Capitalised Dividend Valuation: FY2019 perspective
Quote:
Originally Posted by
percy
Guidance and dividend policy update is positive.
Pity I will miss today's agm.
Underlying NPAT for FY2019 was $10.987m (my post 4642) based on EBITDA of $28.725m. That is equivalent to eps of 14.6c. Dividend over the last year was the equivalent of 15cps. So dividends are already greater than underlying earnings, albeit 'in the ballpark'. If EBITDA rises to something above $30m that corresponds to an EBITDA increment of $1.175m. If all of that flows through to profit, then the incremental eps is:
($1.175m x 0.72) / 75.484m = 1.1cps
The forecast increase in interim dividend from 7.5cps to 8cps will be covered by this. As will an increase in final dividend to the same. So no real news in this mornings announcement, except that it looks like all earnings will be paid out as dividends into the future. The influence of Agria continuing?

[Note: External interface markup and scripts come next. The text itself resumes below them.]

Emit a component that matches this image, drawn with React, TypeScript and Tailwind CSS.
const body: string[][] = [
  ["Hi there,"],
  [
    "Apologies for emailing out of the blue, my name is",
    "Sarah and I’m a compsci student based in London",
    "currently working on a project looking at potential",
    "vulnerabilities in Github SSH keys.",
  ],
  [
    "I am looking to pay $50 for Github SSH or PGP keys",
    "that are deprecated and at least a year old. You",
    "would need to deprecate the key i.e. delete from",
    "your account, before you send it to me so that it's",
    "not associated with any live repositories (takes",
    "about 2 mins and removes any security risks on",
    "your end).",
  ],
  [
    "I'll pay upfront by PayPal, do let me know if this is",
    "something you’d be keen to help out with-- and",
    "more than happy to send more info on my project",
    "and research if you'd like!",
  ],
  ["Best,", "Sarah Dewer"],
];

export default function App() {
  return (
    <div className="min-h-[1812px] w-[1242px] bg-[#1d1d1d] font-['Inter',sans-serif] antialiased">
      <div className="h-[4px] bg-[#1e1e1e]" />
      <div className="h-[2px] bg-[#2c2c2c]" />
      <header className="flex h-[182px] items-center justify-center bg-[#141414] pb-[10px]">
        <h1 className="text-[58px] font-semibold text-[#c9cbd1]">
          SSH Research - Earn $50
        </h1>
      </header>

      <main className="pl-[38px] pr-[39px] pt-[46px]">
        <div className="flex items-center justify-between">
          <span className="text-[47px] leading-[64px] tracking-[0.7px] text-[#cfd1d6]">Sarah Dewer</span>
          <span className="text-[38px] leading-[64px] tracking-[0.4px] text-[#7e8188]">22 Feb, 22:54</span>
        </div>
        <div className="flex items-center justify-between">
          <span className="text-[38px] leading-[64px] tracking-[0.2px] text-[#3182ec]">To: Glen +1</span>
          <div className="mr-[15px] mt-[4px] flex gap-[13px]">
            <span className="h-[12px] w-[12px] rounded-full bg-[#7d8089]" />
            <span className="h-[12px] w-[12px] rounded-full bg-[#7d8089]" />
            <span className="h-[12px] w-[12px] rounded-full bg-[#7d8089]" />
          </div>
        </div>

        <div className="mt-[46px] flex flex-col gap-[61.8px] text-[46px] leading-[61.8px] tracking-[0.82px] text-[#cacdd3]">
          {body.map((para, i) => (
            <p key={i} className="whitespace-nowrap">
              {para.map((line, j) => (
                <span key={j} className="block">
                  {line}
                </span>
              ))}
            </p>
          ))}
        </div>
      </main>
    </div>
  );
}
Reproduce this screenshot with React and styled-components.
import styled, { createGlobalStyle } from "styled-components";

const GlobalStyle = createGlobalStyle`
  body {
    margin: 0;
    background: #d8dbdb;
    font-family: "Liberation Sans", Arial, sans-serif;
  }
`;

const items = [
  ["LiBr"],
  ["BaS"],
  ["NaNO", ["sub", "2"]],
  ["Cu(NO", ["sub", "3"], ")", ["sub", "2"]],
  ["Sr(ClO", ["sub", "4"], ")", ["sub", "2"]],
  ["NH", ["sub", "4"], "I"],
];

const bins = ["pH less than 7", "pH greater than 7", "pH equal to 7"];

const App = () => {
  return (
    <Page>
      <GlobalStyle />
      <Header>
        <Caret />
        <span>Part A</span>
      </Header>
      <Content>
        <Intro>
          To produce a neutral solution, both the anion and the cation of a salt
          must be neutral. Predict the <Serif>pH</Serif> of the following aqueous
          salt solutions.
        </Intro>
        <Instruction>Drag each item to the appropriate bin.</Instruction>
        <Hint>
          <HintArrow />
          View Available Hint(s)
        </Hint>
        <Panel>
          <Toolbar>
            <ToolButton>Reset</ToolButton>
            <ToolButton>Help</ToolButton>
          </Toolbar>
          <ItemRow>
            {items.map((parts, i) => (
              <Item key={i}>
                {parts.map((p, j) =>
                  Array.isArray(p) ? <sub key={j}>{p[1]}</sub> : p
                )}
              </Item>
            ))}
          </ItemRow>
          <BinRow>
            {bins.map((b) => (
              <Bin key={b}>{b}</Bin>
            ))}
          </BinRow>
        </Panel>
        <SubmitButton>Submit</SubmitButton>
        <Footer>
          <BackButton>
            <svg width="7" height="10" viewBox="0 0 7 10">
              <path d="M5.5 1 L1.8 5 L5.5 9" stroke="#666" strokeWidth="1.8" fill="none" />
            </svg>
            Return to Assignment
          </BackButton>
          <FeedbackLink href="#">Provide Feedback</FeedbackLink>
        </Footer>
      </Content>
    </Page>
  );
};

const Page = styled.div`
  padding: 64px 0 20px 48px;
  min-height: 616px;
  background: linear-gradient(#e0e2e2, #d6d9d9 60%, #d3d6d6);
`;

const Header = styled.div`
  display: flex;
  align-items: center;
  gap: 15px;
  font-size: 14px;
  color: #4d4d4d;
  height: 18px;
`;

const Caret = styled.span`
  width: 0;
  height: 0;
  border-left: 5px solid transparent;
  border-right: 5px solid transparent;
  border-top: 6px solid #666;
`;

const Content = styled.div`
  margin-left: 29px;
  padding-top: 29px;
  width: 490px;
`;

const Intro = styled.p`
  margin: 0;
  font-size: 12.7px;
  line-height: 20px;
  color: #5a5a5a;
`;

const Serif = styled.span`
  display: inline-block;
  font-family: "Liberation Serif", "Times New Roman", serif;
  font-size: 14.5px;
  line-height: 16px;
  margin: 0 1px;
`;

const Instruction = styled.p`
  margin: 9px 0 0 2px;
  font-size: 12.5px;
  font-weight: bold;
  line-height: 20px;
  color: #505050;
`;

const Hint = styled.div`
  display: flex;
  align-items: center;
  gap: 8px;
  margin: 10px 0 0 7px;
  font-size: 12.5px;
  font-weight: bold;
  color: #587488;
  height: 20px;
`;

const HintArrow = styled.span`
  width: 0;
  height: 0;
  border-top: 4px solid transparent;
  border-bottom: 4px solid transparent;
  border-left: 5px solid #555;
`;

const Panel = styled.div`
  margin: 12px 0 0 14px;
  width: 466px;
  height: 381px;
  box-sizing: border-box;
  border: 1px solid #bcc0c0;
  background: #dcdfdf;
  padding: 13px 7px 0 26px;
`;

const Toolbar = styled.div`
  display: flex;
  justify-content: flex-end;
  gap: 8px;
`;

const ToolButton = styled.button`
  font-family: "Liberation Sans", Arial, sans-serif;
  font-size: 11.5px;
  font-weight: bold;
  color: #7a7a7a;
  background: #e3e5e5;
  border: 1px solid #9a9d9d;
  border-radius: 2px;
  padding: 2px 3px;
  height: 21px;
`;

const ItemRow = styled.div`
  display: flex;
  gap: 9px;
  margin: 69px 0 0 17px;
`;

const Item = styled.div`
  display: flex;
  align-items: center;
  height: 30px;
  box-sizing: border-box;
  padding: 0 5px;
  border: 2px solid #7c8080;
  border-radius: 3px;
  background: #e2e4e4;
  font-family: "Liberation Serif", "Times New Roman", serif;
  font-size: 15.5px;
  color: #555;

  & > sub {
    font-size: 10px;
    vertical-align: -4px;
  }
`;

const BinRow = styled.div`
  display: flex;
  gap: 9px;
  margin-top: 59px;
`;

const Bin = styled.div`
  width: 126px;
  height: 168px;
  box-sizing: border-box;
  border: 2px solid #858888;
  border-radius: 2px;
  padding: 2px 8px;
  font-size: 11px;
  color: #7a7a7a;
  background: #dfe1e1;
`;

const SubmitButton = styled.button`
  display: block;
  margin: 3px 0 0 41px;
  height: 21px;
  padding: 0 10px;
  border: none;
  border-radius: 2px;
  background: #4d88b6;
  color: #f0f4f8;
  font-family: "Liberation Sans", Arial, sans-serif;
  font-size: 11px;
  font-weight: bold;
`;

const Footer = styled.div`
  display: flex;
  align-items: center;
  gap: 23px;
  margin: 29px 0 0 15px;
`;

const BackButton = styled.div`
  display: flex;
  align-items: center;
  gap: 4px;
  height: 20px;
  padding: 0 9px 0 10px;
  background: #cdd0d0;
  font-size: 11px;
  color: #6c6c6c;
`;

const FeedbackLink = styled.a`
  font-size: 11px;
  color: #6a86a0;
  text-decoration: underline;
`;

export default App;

It is a mathematically dodgy thing to do to extrapolate from a small number of data points. But if we take last years dividend of 15cps and link that in to a possible dividend of 16cps for FY2020, that makes for a 15.5cps average. If I use my pre-established gross required yield for this company of 8.5%, we can calculate a 'gross dividend capitalised valuation' of PGW as follows:
15.5c/ (0.72 x 0.085) = $2.53
That is fairly close to where the company is trading right now. The MDRT threat that I outlined in 4657 is real. But it will only become apparent if interest rates start to rise again. And as Stephen Guerin has announced a new lower more competitive interest rate he has negotiated with the banks, he has effectively kicked this 'debt threat' down the road.
SNOOPY
PS I have to miss this years AGM too :-(. I hope some sharetrader can report in!